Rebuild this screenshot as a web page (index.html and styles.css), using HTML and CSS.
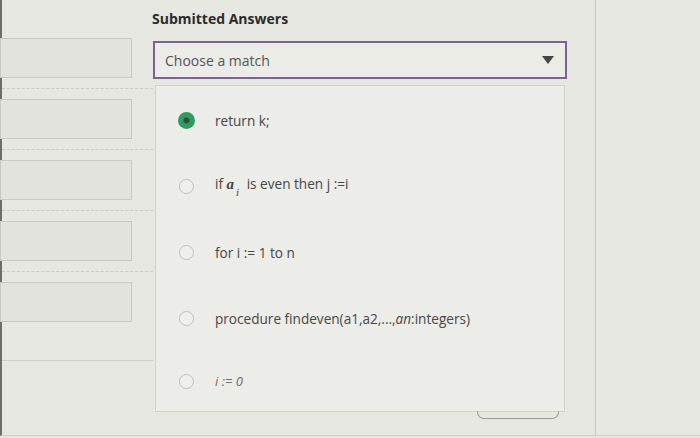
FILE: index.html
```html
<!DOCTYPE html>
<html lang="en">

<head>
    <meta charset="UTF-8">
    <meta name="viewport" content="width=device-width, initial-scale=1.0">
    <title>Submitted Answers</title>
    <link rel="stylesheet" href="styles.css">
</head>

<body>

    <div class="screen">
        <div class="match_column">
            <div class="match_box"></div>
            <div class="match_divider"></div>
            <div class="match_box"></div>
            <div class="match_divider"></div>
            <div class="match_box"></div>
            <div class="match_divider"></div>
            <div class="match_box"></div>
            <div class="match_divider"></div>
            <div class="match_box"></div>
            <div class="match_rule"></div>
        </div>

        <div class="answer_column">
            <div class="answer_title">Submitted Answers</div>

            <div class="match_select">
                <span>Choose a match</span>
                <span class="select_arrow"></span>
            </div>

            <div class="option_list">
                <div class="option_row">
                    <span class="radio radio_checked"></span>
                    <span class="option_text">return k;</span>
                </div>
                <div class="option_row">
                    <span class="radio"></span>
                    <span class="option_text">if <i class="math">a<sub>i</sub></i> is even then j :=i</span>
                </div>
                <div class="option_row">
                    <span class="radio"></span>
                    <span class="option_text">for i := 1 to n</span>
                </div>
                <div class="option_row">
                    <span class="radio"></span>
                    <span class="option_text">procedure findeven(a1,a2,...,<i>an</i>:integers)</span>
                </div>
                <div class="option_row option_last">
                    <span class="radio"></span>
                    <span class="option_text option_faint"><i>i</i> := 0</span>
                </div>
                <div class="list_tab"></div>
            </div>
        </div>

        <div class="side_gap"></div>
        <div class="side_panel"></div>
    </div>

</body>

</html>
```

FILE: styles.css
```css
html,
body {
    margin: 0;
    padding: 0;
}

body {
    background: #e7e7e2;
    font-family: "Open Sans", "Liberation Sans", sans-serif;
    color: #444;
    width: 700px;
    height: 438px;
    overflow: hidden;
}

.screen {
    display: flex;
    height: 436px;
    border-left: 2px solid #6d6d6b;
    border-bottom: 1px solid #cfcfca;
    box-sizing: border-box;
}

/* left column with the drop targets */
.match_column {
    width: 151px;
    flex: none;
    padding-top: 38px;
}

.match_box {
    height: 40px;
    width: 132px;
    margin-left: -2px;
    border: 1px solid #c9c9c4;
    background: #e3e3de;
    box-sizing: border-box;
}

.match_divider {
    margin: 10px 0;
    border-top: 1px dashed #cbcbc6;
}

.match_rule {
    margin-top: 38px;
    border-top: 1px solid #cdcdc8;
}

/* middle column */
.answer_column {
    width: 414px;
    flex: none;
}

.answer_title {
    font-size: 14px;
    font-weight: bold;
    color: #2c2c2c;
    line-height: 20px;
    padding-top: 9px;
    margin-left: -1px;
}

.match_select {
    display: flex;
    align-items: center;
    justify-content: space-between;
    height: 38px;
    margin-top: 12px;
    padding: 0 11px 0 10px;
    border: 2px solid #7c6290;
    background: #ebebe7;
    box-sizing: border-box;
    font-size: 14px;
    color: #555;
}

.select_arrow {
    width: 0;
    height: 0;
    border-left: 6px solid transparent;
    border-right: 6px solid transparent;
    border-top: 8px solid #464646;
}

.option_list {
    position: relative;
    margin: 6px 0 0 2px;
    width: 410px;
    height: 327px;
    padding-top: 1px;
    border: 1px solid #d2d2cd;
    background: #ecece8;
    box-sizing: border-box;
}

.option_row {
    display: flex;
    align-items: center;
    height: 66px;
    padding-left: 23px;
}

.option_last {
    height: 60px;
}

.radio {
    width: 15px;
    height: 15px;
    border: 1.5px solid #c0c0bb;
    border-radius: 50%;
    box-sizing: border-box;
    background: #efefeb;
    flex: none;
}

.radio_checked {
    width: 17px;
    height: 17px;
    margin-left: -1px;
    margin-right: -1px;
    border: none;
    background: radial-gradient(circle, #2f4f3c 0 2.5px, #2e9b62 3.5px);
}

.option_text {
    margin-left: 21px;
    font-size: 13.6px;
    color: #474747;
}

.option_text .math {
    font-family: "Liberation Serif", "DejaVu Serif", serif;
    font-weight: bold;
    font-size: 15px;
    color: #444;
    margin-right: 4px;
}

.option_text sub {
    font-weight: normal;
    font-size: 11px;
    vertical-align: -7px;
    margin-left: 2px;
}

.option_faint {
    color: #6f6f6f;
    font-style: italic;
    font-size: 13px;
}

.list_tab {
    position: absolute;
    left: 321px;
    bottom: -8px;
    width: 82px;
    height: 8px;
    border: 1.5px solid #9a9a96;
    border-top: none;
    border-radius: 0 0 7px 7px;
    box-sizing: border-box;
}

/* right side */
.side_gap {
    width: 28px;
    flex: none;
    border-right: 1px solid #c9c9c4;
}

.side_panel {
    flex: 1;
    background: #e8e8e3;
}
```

▶ WHAT THIS TASK INVOLVES: Every line of text is to be repeated exactly; pictures are left out.

▶ RESULT FOR THIS TASK:
Rebuild this screenshot as a web page (index.html and styles.css), using HTML and CSS.
FILE: index.html
```html
<!DOCTYPE html>
<html lang="en">

<head>
    <meta charset="UTF-8">
    <meta name="viewport" content="width=device-width, initial-scale=1.0">
    <title>Submitted Answers</title>
    <link rel="stylesheet" href="styles.css">
</head>

<body>

    <div class="screen">
        <div class="match_column">
            <div class="match_box"></div>
            <div class="match_divider"></div>
            <div class="match_box"></div>
            <div class="match_divider"></div>
            <div class="match_box"></div>
            <div class="match_divider"></div>
            <div class="match_box"></div>
            <div class="match_divider"></div>
            <div class="match_box"></div>
            <div class="match_rule"></div>
        </div>

        <div class="answer_column">
            <div class="answer_title">Submitted Answers</div>

            <div class="match_select">
                <span>Choose a match</span>
                <span class="select_arrow"></span>
            </div>

            <div class="option_list">
                <div class="option_row">
                    <span class="radio radio_checked"></span>
                    <span class="option_text">return k;</span>
                </div>
                <div class="option_row">
                    <span class="radio"></span>
                    <span class="option_text">if <i class="math">a<sub>i</sub></i> is even then j :=i</span>
                </div>
                <div class="option_row">
                    <span class="radio"></span>
                    <span class="option_text">for i := 1 to n</span>
                </div>
                <div class="option_row">
                    <span class="radio"></span>
                    <span class="option_text">procedure findeven(a1,a2,...,<i>an</i>:integers)</span>
                </div>
                <div class="option_row option_last">
                    <span class="radio"></span>
                    <span class="option_text option_faint"><i>i</i> := 0</span>
                </div>
                <div class="list_tab"></div>
            </div>
        </div>

        <div class="side_gap"></div>
        <div class="side_panel"></div>
    </div>

</body>

</html>
```

FILE: styles.css
```css
html,
body {
    margin: 0;
    padding: 0;
}

body {
    background: #e7e7e2;
    font-family: "Open Sans", "Liberation Sans", sans-serif;
    color: #444;
    width: 700px;
    height: 438px;
    overflow: hidden;
}

.screen {
    display: flex;
    height: 436px;
    border-left: 2px solid #6d6d6b;
    border-bottom: 1px solid #cfcfca;
    box-sizing: border-box;
}

/* left column with the drop targets */
.match_column {
    width: 151px;
    flex: none;
    padding-top: 38px;
}

.match_box {
    height: 40px;
    width: 132px;
    margin-left: -2px;
    border: 1px solid #c9c9c4;
    background: #e3e3de;
    box-sizing: border-box;
}

.match_divider {
    margin: 10px 0;
    border-top: 1px dashed #cbcbc6;
}

.match_rule {
    margin-top: 38px;
    border-top: 1px solid #cdcdc8;
}

/* middle column */
.answer_column {
    width: 414px;
    flex: none;
}

.answer_title {
    font-size: 14px;
    font-weight: bold;
    color: #2c2c2c;
    line-height: 20px;
    padding-top: 9px;
    margin-left: -1px;
}

.match_select {
    display: flex;
    align-items: center;
    justify-content: space-between;
    height: 38px;
    margin-top: 12px;
    padding: 0 11px 0 10px;
    border: 2px solid #7c6290;
    background: #ebebe7;
    box-sizing: border-box;
    font-size: 14px;
    color: #555;
}

.select_arrow {
    width: 0;
    height: 0;
    border-left: 6px solid transparent;
    border-right: 6px solid transparent;
    border-top: 8px solid #464646;
}

.option_list {
    position: relative;
    margin: 6px 0 0 2px;
    width: 410px;
    height: 327px;
    padding-top: 1px;
    border: 1px solid #d2d2cd;
    background: #ecece8;
    box-sizing: border-box;
}

.option_row {
    display: flex;
    align-items: center;
    height: 66px;
    padding-left: 23px;
}

.option_last {
    height: 60px;
}

.radio {
    width: 15px;
    height: 15px;
    border: 1.5px solid #c0c0bb;
    border-radius: 50%;
    box-sizing: border-box;
    background: #efefeb;
    flex: none;
}

.radio_checked {
    width: 17px;
    height: 17px;
    margin-left: -1px;
    margin-right: -1px;
    border: none;
    background: radial-gradient(circle, #2f4f3c 0 2.5px, #2e9b62 3.5px);
}

.option_text {
    margin-left: 21px;
    font-size: 13.6px;
    color: #474747;
}

.option_text .math {
    font-family: "Liberation Serif", "DejaVu Serif", serif;
    font-weight: bold;
    font-size: 15px;
    color: #444;
    margin-right: 4px;
}

.option_text sub {
    font-weight: normal;
    font-size: 11px;
    vertical-align: -7px;
    margin-left: 2px;
}

.option_faint {
    color: #6f6f6f;
    font-style: italic;
    font-size: 13px;
}

.list_tab {
    position: absolute;
    left: 321px;
    bottom: -8px;
    width: 82px;
    height: 8px;
    border: 1.5px solid #9a9a96;
    border-top: none;
    border-radius: 0 0 7px 7px;
    box-sizing: border-box;
}

/* right side */
.side_gap {
    width: 28px;
    flex: none;
    border-right: 1px solid #c9c9c4;
}

.side_panel {
    flex: 1;
    background: #e8e8e3;
}
```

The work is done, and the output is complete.